Clinton, for perhaps the first time in the debate, faltered.

“I will look into it,” she said. “I don’t know the status, but I will look into it... But, I can only repeat what is the fact, that I spoke to a lot of different groups with a lot of different constituents, a lot of different kinds of members about issues that had to do with world affairs...”

It was a marked departure from her former efforts to explain the speaking fees. Gone were the shadows of the twin towers, the uniqueness of her relationship to an important New York industry. Instead Wall Street had become, in Clinton’s parlance, “just one street,” just one industry among many, one problem among many, one stop on the speaking circuit among very many.

The brush-off didn’t quite land. Nor did Clinton’s other defense, aired earlier in the debate: that she simply isn’t moved by large sums of money. “You will not find that I changed a view or a vote because of donations I received,” she said early on to Bernie Sanders. “So I think it’s time to end the very artful smear that you and your campaign have been carrying out in recent weeks.” On Twitter, observers seemed less than convinced. 

Otherwise Clinton mainly cited “vigorous agreement” with Sanders, claiming that both of them are wary of Wall Street power over the economy, based on the example set by the Great Recession.

“We have a law,” Clinton said, “It was passed. It was signed by President Obama— It lays out a process that you go through to determine whether a systemic risk is posed...So we have a law in place. If the circumstances warrant it, I know I will certainly use it.” It was the second time in the debate she had said she would break up big banks if “they prove to be a systemic problem,” and the second time she alluded to Obama having less-than-pure progressive credentials by Sanders’s standards, having received Wall Street money himself. 

Again, neither point quite represented “vigorous agreement” with Sanders. First, Sanders believes Wall Street is already a systemic problem. “This is what a rigged economy, and a corrupt campaign finance system is about,” Sanders said. “These guys are so powerful that not one of the executives on Wall Street has been charged with anything after, in this case, paying a $5 billion fine. A Wall Street executive destroys the economy ... and has no criminal record.

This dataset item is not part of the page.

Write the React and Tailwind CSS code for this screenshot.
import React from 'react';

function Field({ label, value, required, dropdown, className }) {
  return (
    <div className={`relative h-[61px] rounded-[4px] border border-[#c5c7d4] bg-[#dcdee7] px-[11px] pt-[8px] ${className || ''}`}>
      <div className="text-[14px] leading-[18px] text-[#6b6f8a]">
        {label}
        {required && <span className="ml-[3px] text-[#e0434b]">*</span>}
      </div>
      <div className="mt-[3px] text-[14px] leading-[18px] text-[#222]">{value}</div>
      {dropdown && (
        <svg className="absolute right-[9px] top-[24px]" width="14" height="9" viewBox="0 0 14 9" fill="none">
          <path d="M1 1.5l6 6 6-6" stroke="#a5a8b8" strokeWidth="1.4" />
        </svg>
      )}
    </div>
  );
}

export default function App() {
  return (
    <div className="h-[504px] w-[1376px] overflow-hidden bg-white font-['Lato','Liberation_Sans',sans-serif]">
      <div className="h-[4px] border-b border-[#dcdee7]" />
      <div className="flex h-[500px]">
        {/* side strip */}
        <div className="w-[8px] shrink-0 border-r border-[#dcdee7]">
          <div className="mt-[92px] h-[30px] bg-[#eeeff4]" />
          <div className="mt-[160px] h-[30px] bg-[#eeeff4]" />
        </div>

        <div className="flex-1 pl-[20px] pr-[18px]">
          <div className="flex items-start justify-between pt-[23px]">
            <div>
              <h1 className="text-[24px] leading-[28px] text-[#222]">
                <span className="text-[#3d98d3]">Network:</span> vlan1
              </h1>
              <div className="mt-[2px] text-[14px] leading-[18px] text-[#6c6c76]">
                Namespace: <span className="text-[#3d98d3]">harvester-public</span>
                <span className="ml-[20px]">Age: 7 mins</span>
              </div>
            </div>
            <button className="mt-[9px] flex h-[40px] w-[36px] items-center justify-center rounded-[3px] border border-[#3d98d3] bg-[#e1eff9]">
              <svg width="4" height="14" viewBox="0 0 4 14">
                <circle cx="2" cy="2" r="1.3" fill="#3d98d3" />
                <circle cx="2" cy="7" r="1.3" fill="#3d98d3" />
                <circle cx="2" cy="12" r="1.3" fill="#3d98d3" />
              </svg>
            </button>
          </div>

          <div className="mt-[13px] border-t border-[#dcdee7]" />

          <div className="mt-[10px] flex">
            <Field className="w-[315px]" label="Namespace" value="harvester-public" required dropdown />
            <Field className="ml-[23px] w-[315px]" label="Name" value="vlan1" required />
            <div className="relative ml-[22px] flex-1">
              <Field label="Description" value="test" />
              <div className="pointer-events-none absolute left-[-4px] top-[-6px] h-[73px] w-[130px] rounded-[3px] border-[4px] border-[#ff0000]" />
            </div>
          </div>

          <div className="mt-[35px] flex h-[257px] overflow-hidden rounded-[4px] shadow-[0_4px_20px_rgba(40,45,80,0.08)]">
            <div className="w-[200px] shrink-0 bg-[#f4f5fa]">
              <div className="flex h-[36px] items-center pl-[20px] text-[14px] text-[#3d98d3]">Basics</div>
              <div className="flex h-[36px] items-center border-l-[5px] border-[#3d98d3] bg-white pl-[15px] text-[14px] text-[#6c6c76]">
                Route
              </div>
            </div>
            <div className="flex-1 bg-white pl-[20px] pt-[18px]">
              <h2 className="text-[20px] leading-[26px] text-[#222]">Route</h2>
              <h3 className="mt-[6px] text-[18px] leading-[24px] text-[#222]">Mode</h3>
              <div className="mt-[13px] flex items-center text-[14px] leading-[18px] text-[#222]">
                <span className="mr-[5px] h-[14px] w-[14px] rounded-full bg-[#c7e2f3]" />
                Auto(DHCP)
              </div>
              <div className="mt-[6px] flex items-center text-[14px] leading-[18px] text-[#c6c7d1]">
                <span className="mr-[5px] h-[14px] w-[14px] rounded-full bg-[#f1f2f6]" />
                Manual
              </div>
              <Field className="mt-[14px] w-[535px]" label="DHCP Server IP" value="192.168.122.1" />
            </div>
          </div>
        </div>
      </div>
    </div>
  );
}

That is what power is about, that is what corruption is about, and that is what has to change in the USA.” 

Second, though Sanders himself did not call Obama out for failing to handle big banks harshly enough, he did cite Senator Elizabeth Warren, who has lodged just such a critique of the president. According to the International Business Times

“In the financial crisis of 2008, it was fraud right down at the heart of that crisis, and yet not one major bank executive was even charged, much less prosecuted and taken to trial — not one,” she said. Noting that the federal government prosecuted hundreds of Wall Street executives after the Savings and Loan scandal a few decades ago, she said, “You’re telling me that something changed between the 1980s, when more than a thousand people got prosecuted in the Savings and Loan crisis, but by 2008, a far bigger financial crisis involving far bigger and bolder frauds, that no one was legally responsible for that? That’s just not possible.”

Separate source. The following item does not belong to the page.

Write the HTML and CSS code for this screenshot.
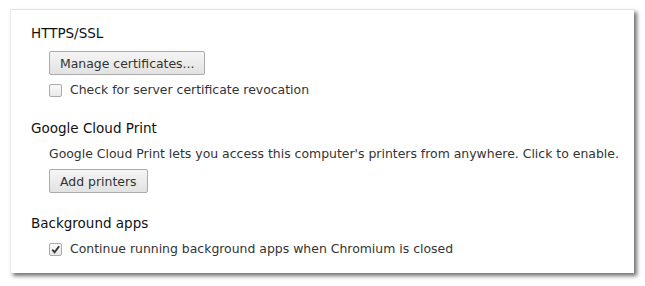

Warren’s critique, that Wall Street executives can commit crimes with vastly greater impacts than the average drug-buyer but face drastically fewer consequences, mirrors Sanders’s insistence on the same (which he made during Thursday’s debate). 

Meanwhile, despite Clinton’s having cancelled scheduled fundraising events with Wall Street firms amid criticism from the Sanders campaign, Democratic supporters inside those firms are, according to CNBC’s Eamon Javers, not concerned about her loyalties. And close examinations of her record on Wall Street reveal a far warmer attitude toward big banks than the one Sanders advances. 

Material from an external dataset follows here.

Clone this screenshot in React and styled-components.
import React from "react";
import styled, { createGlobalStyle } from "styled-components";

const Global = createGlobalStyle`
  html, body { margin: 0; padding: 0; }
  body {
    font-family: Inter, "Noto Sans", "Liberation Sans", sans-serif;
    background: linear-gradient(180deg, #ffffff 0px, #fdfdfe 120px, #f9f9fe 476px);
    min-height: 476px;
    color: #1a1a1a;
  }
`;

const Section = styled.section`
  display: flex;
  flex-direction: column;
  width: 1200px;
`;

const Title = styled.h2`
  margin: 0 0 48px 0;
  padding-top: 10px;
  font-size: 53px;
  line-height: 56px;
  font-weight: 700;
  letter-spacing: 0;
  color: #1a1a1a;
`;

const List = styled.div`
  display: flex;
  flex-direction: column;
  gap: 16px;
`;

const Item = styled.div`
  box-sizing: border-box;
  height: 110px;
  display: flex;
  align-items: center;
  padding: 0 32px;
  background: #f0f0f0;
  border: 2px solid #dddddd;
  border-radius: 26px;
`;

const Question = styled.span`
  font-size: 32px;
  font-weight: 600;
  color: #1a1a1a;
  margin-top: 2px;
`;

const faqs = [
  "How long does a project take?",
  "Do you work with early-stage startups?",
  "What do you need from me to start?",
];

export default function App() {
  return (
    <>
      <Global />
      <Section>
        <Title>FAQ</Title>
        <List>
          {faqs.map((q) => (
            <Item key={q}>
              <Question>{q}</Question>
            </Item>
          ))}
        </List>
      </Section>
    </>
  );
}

It all adds up to a disturbing picture for the future of Clinton’s campaign. Like her 9/11 answer in November, her new strategy on Thursday night to downplay her relationship with Goldman Sachs and to win trust for her plans for Wall Street regulation will likely fail, if not backfire. And despite her insistence that she stridently agrees with Sanders on how to address Wall Street, the two differ in both tone and tactics, something voters aren’t likely to miss. Lastly, this particular effort at wrapping up the Wall Street question on Clinton’s behalf has the potential to call her opposition to Citizens United into question, given her claim that money in politics shouldn’t necessarily be read as a corruption threat. 

Sanders didn’t buy it. “Why in the 1990s did Wall Street get deregulated?” he asked rhetorically. “Did it have anything to do with the fact that Wall Street spent billions of dollars on lobbying? Well, some people might think it does.”

And after this debate, it seems unlikely those people will be any less convinced.